If the eggs are fertile You can see when they change color, when you start to see two dark points in them (these are the eyes then) or, of course ;) , when they hatch. Which color fertile eggs have and which unfertile differs from species to species. Some are bright orange, some dark red, others simply grey…
 
The eggs have hatched, they changed color yesterday, they went orange with a black spot in it and now I have many tiny swimming plactonic baby crabs.
They are attracted to light and they are sooo small. What do I feed em? I have tons of tiny copepods? I have green, red and microplancton?
 
Hi Stefania,

Copepods might work, but here the copepods always sit on the glass and the crab larvae are swimming – so they won't get any of the copepods. Microplancton is alive? Then okay. If is frozen plancton use very small portions since the zoea larvae can only grab it while it sinks and what lands on the substrate will rot there. If it is live plancton – whether zooplancton or phytoplancton – very good. Let the larvae swim in it.

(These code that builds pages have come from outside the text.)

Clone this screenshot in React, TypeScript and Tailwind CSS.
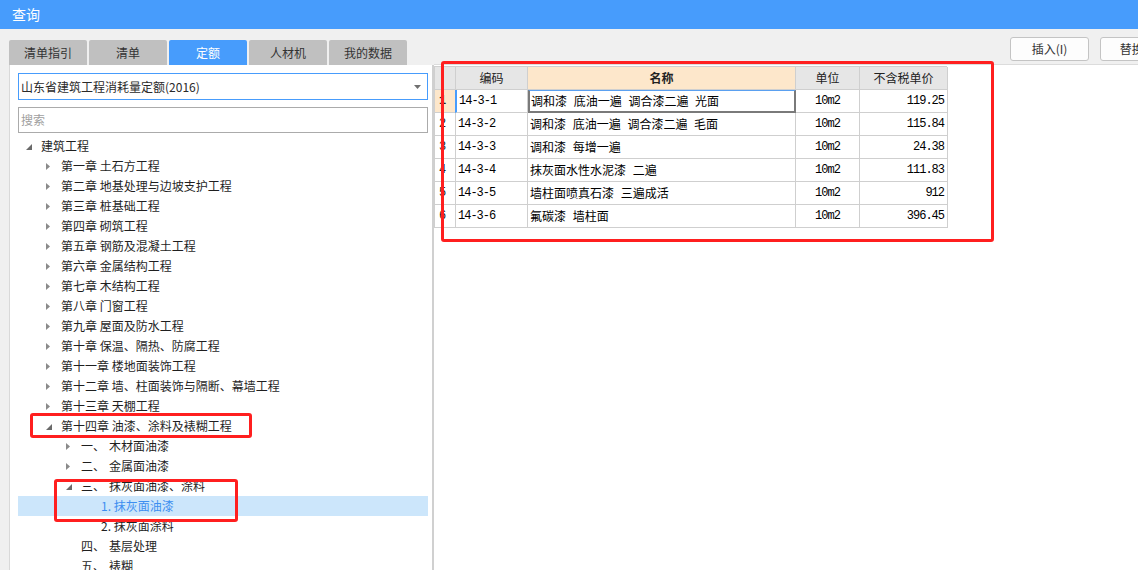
import React from "react";

const cjk = { fontFamily: '"Noto Sans CJK SC", "Noto Sans", sans-serif' };
const mono = { fontFamily: '"Liberation Mono", "Noto Sans CJK SC", monospace' };

type Node = { label: React.ReactNode; depth: number; state: "open" | "closed" | "leaf"; selected?: boolean };

const Num = ({ a, b }: { a: string; b: string }) => (
  <span className="flex">
    <span className="inline-block w-[28px]">{a}</span>
    <span>{b}</span>
  </span>
);

const nodes: Node[] = [
  { label: "建筑工程", depth: 0, state: "open" },
  { label: "第一章 土石方工程", depth: 1, state: "closed" },
  { label: "第二章 地基处理与边坡支护工程", depth: 1, state: "closed" },
  { label: "第三章 桩基础工程", depth: 1, state: "closed" },
  { label: "第四章 砌筑工程", depth: 1, state: "closed" },
  { label: "第五章 钢筋及混凝土工程", depth: 1, state: "closed" },
  { label: "第六章 金属结构工程", depth: 1, state: "closed" },
  { label: "第七章 木结构工程", depth: 1, state: "closed" },
  { label: "第八章 门窗工程", depth: 1, state: "closed" },
  { label: "第九章 屋面及防水工程", depth: 1, state: "closed" },
  { label: "第十章 保温、隔热、防腐工程", depth: 1, state: "closed" },
  { label: "第十一章 楼地面装饰工程", depth: 1, state: "closed" },
  { label: "第十二章 墙、柱面装饰与隔断、幕墙工程", depth: 1, state: "closed" },
  { label: "第十三章 天棚工程", depth: 1, state: "closed" },
  { label: "第十四章 油漆、涂料及裱糊工程", depth: 1, state: "open" },
  { label: <Num a="一、" b="木材面油漆" />, depth: 2, state: "closed" },
  { label: <Num a="二、" b="金属面油漆" />, depth: 2, state: "closed" },
  { label: <Num a="三、" b="抹灰面油漆、涂料" />, depth: 2, state: "open" },
  { label: "1. 抹灰面油漆", depth: 3, state: "leaf", selected: true },
  { label: "2. 抹灰面涂料", depth: 3, state: "leaf" },
  { label: <Num a="四、" b="基层处理" />, depth: 2, state: "leaf" },
  { label: <Num a="五、" b="裱糊" />, depth: 2, state: "leaf" },
];

const indent = ["pl-[8px]", "pl-[28px]", "pl-[48px]", "pl-[68px]"];

function Arrow({ state }: { state: Node["state"] }) {
  if (state === "closed")
    return (
      <svg width="4" height="7" viewBox="0 0 4 7" className="mt-[1px]">
        <path d="M0 0 L4 3.5 L0 7 Z" fill="#8a8a8a" />
      </svg>
    );
  if (state === "open")
    return (
      <svg width="6" height="6" viewBox="0 0 6 6" className="mt-[1px]">
        <path d="M6 0 L6 6 L0 6 Z" fill="#6a6a6a" />
      </svg>
    );
  return null;
}

const rows = [
  ["14-3-1", "调和漆 底油一遍 调合漆二遍 光面", "10m2", "119.25"],
  ["14-3-2", "调和漆 底油一遍 调合漆二遍 毛面", "10m2", "115.84"],
  ["14-3-3", "调和漆 每增一遍", "10m2", "24.38"],
  ["14-3-4", "抹灰面水性水泥漆 二遍", "10m2", "111.83"],
  ["14-3-5", "墙柱面喷真石漆 三遍成活", "10m2", "912"],
  ["14-3-6", "氟碳漆 墙柱面", "10m2", "396.45"],
];

const tabs = ["清单指引", "清单", "定额", "人材机", "我的数据"];

export default function App() {
  return (
    <div className="relative w-[1138px] h-[570px] overflow-hidden bg-[#f0f0f0] flex flex-col text-[12px] text-[#222]" style={cjk}>
      <div className="h-[29px] shrink-0 bg-[#479cfc] text-white text-[14px] pl-[12px] flex items-center">查询</div>
      <div className="flex flex-1 min-h-0">
        {/* left column */}
        <div className="w-[434px] shrink-0 pl-[9px] flex flex-col">
          <div className="h-[36px] shrink-0 flex items-end gap-[2px]">
            {tabs.map((t) => (
              <div
                key={t}
                className={
                  t === "定额"
                    ? "w-[78px] h-[25px] flex items-center justify-center rounded-t-[2px] bg-[#479cfc] text-white"
                    : "w-[78px] h-[25px] flex items-center justify-center rounded-t-[2px] bg-[#c0c0c0] text-[#333]"
                }
              >
                {t}
              </div>
            ))}
          </div>
          <div className="flex-1 min-h-0 bg-white border-l border-[#d9d9d9] border-r-2 border-r-[#d0d0d0] pt-[8px] overflow-hidden">
            <div className="ml-[8px] w-[410px] h-[27px] border border-[#479cfc] flex items-center justify-between pl-[2px] pr-[6px]">
              <span className="text-[#2a2a2a]">山东省建筑工程消耗量定额(2016)</span>
              <svg width="7" height="4" viewBox="0 0 7 4">
                <path d="M0 0 L7 0 L3.5 4 Z" fill="#707070" />
              </svg>
            </div>
            <div className="ml-[8px] mt-[7px] w-[410px] h-[26px] border border-[#ababab] flex items-center pl-[2px] text-[#a0a0a0]">
              搜索
            </div>
            <div className="ml-[8px] w-[410px] mt-[3px]">
              {nodes.map((n, i) => (
                <div
                  key={i}
                  className={
                    "h-[20px] flex items-center " +
                    indent[n.depth] +
                    (n.selected ? " bg-[#cce6fb] text-[#3d8ef0]" : " text-[#1f1f1f]")
                  }
                >
                  <span className="w-[15px] flex items-center">
                    <Arrow state={n.state} />
                  </span>
                  <span className="whitespace-pre">{n.label}</span>
                </div>
              ))}
            </div>
          </div>
        </div>
        {/* right column */}
        <div className="flex-1 flex flex-col min-w-0">
          <div className="h-[35px] shrink-0 flex items-start justify-end gap-[11px] pt-[8px] -mr-[41px]">
            <div className="w-[79px] h-[24px] bg-[#fdfdfd] border border-[#c4c4c4] rounded-[3px] flex items-center justify-center text-[#333]">
              插入(I)
            </div>
            <div className="w-[79px] h-[24px] bg-[#fdfdfd] border border-[#c4c4c4] rounded-[3px] flex items-center justify-center text-[#333]">
              替换(R)
            </div>
          </div>
          <div className="flex-1 bg-white border-t border-[#dcdcdc] pt-[1px]">
            <div className="grid grid-cols-[21px_72px_268px_64px_88px] w-[513px] border-l border-t border-[#cfcfcf]">
              <div className="h-[23px] bg-[#e6e6e6] border-r border-b border-[#cfcfcf]" />
              <div className="h-[23px] bg-[#e6e6e6] border-r border-b border-[#cfcfcf] flex items-center justify-center">编码</div>
              <div className="h-[23px] bg-[#fde7cb] border-r border-b border-[#cfcfcf] flex items-center justify-center font-bold">名称</div>
              <div className="h-[23px] bg-[#e6e6e6] border-r border-b border-[#cfcfcf] flex items-center justify-center">单位</div>
              <div className="h-[23px] bg-[#e6e6e6] border-r border-b border-[#cfcfcf] flex items-center justify-center">不含税单价</div>
              {rows.map((r, i) => (
                <React.Fragment key={i}>
                  <div
                    className={
                      "h-[23px] border-r border-b border-[#cfcfcf] flex items-center pl-[4px] overflow-hidden " +
                      (i === 0 ? "bg-[#fde7cb] font-bold" : "bg-white")
                    }
                    style={mono}
                  >
                    {i + 1}
                  </div>
                  <div
                    className={
                      "h-[23px] border-r border-b border-[#cfcfcf] flex items-center pl-[2px] text-[12px] tracking-[-1px] text-black " +
                      (i === 0 ? "border-l-2 border-l-[#479cfc] -ml-[1px]" : "")
                    }
                    style={mono}
                  >
                    {r[0]}
                  </div>
                  <div
                    className={
                      i === 0
                        ? "h-[23px] border-2 border-[#7a7a7a] border-t border-t-[#5aa0f0] flex items-center pl-[1px] text-black [word-spacing:4px]"
                        : "h-[23px] border-r border-b border-[#cfcfcf] flex items-center pl-[2px] text-black [word-spacing:4px]"
                    }
                  >
                    {r[1]}
                  </div>
                  <div
                    className="h-[23px] border-r border-b border-[#cfcfcf] flex items-center justify-center text-[12px] tracking-[-1px] text-black"
                    style={mono}
                  >
                    {r[2]}
                  </div>
                  <div
                    className="h-[23px] border-r border-b border-[#cfcfcf] flex items-center justify-end pr-[3px] text-[12px] tracking-[-1px] text-black"
                    style={mono}
                  >
                    {r[3]}
                  </div>
                </React.Fragment>
              ))}
            </div>
          </div>
        </div>
      </div>

      {/* red annotation boxes */}
      <div className="absolute left-[30px] top-[413px] w-[222px] h-[25px] border-[3px] border-[#ff1f1f] rounded-[3px]" />
      <div className="absolute left-[54px] top-[479px] w-[184px] h-[43px] border-[3px] border-[#ff1f1f] rounded-[3px]" />
      <div className="absolute left-[441px] top-[61px] w-[553px] h-[181px] border-[3px] border-[#ff1f1f] rounded-[3px]" />
    </div>
  );
}
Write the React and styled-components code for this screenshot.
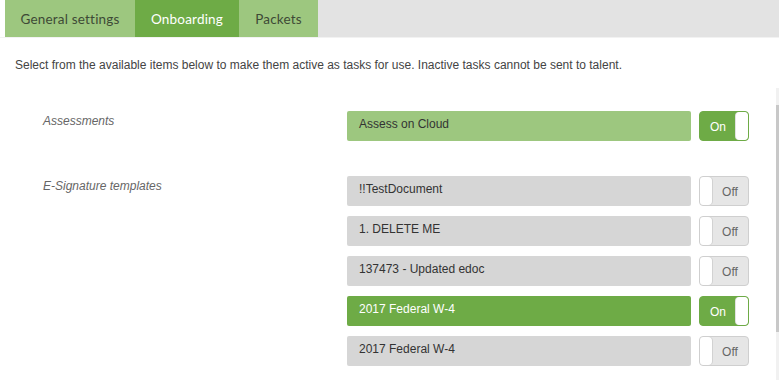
import React, { useState } from 'react';
import styled, { createGlobalStyle } from 'styled-components';

const GlobalStyle = createGlobalStyle`
  html, body {
    margin: 0;
    padding: 0;
    background: #fff;
  }
  body {
    font-family: 'Liberation Sans', Arial, sans-serif;
  }
`;

const Page = styled.div`
  width: 779px;
  height: 380px;
  overflow: hidden;
  display: flex;
  flex-direction: column;
`;

const TabBar = styled.div`
  display: flex;
  height: 37px;
  padding-left: 5px;
  border-bottom: 1px solid #f2f2f2;
`;

const Tab = styled.div`
  display: flex;
  align-items: center;
  justify-content: center;
  width: ${(p) => p.width}px;
  background: ${(p) => (p.active ? '#6eab46' : '#9dc77f')};
  color: ${(p) => (p.active ? '#ffffff' : '#3d4a36')};
  font-family: 'Lato', 'Open Sans', sans-serif;
  font-size: 13.5px;
  letter-spacing: 0.2px;
  cursor: pointer;
`;

const TabFill = styled.div`
  flex: 1;
  background: #e3e3e3;
`;

const Body = styled.div`
  flex: 1;
  display: flex;
`;

const Main = styled.div`
  flex: 1;
  padding: 20px 0 0 15px;
`;

const Intro = styled.p`
  margin: 0;
  font-size: 12px;
  color: #444;
  line-height: 15px;
`;

const Section = styled.div`
  display: flex;
  margin-top: ${(p) => p.gap}px;
`;

const Label = styled.div`
  width: 304px;
  padding: 3px 0 0 28px;
  font-size: 12px;
  font-style: italic;
  color: #666;
`;

const Items = styled.div`
  display: flex;
  flex-direction: column;
  gap: 10px;
`;

const Row = styled.div`
  display: flex;
  gap: 8px;
`;

const Bar = styled.div`
  width: 344px;
  height: 30px;
  box-sizing: border-box;
  padding: 6px 0 0 12px;
  border-radius: 2px;
  font-size: 12px;
  background: ${(p) => (p.on ? (p.strong ? '#6eab46' : '#9dc77f') : '#d6d6d6')};
  color: ${(p) => (p.on && p.strong ? '#fff' : '#333')};
`;

const Toggle = styled.button`
  width: 50px;
  height: 30px;
  padding: 0;
  box-sizing: border-box;
  display: flex;
  flex-direction: ${(p) => (p.on ? 'row' : 'row-reverse')};
  border: 1px solid ${(p) => (p.on ? '#6eab46' : '#cfcfcf')};
  border-radius: 4px;
  overflow: hidden;
  background: ${(p) => (p.on ? '#6eab46' : '#e6e6e6')};
  cursor: pointer;
`;

const ToggleText = styled.span`
  flex: 1;
  display: flex;
  align-items: center;
  justify-content: center;
  padding-top: 1px;
  font-family: 'Liberation Sans', Arial, sans-serif;
  font-size: 12px;
  color: ${(p) => (p.on ? '#fff' : '#666')};
`;

const Knob = styled.span`
  width: 12px;
  background: #fff;
  border-radius: ${(p) => (p.on ? '4px 3px 3px 4px' : '3px 4px 4px 3px')};
  box-shadow: ${(p) => (p.on ? '-1px 0 0 #e2e2e2' : '1px 0 0 #d2d2d2')};
`;

const ScrollTrack = styled.div`
  width: 3px;
  margin-top: 50px;
  background: #f1f1f1;
  display: flex;
  flex-direction: column;
`;

const ScrollThumb = styled.div`
  margin-top: 17px;
  height: 227px;
  background: #c8c8c8;
`;

const tabs = [
  { name: 'General settings', width: 130 },
  { name: 'Onboarding', width: 104, active: true },
  { name: 'Packets', width: 79 },
];

const sections = [
  {
    label: 'Assessments',
    gap: 38,
    items: [{ name: 'Assess on Cloud', on: true }],
  },
  {
    label: 'E-Signature templates',
    gap: 35,
    items: [
      { name: '!!TestDocument', on: false },
      { name: '1. DELETE ME', on: false },
      { name: '137473 - Updated edoc', on: false },
      { name: '2017 Federal W-4', on: true, strong: true },
      { name: '2017 Federal W-4', on: false },
    ],
  },
];

const Switch = ({ on, onClick }) => (
  <Toggle on={on} onClick={onClick}>
    <ToggleText on={on}>{on ? 'On' : 'Off'}</ToggleText>
    <Knob on={on} />
  </Toggle>
);

const App = () => {
  const [data, setData] = useState(sections);

  const flip = (s, i) => {
    setData(
      data.map((sec, si) =>
        si !== s
          ? sec
          : { ...sec, items: sec.items.map((it, ii) => (ii === i ? { ...it, on: !it.on } : it)) }
      )
    );
  };

  return (
    <Page>
      <GlobalStyle />
      <TabBar>
        {tabs.map((t) => (
          <Tab key={t.name} width={t.width} active={t.active}>
            {t.name}
          </Tab>
        ))}
        <TabFill />
      </TabBar>
      <Body>
        <Main>
          <Intro>
            Select from the available items below to make them active as tasks for use. Inactive tasks cannot be sent to talent.
          </Intro>
          {data.map((sec, s) => (
            <Section key={sec.label} gap={sec.gap}>
              <Label>{sec.label}</Label>
              <Items>
                {sec.items.map((it, i) => (
                  <Row key={i}>
                    <Bar on={it.on} strong={it.strong || s === 1}>
                      {it.name}
                    </Bar>
                    <Switch on={it.on} onClick={() => flip(s, i)} />
                  </Row>
                ))}
              </Items>
            </Section>
          ))}
        </Main>
        <ScrollTrack>
          <ScrollThumb />
        </ScrollTrack>
      </Body>
    </Page>
  );
};

export default App;
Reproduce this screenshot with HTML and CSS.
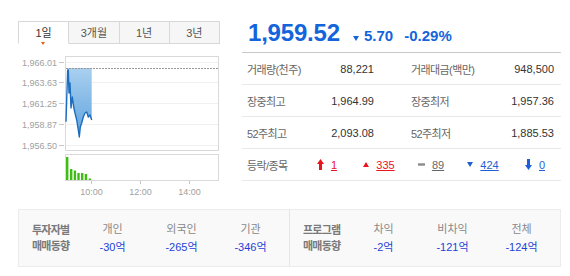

The "usual" way is to breed artemia naupliae. The hatched naupliae are attracted from the light – just as the zoea. So if you feed just shut off the normal light and set a spot in one corner, zoea larvae and their food will gather there. *g*

On our site we have a breeding report for "Red thai crabs": http://www.panzerwelten.de/forum/thread-712.html – these are mangrove crabs but the reproduction with pelagic larvae is quite the same. So You might find some hints there. There are several sites on the internet with breeding reports for marine organisms (including many invertebrates like shrimp, hermits etc. which all have the same principle with zoea and megalopa larvae), but I know only German ones.

One of the most important factors – at least with mangrove crabs – is the temperature, that may not change. 25 degrees Celsius would be the best for the most species, a change about one or two degrees can (!) kill the whole population. Can, not must. ;)

If You're lucky You can count some two to four weeks for the zoea to moult through their two to five zoea stages and one or two megalopal stages up to the tiny young baby crabs. From now maybe 5.000 larvae (no clue how many with this species, may also be a million *g*) some 10 to 100 may get it to young crab (although in breeding Nanosesarma sp. we got more than 300 young crabs in one breeding process, but that's ununsual).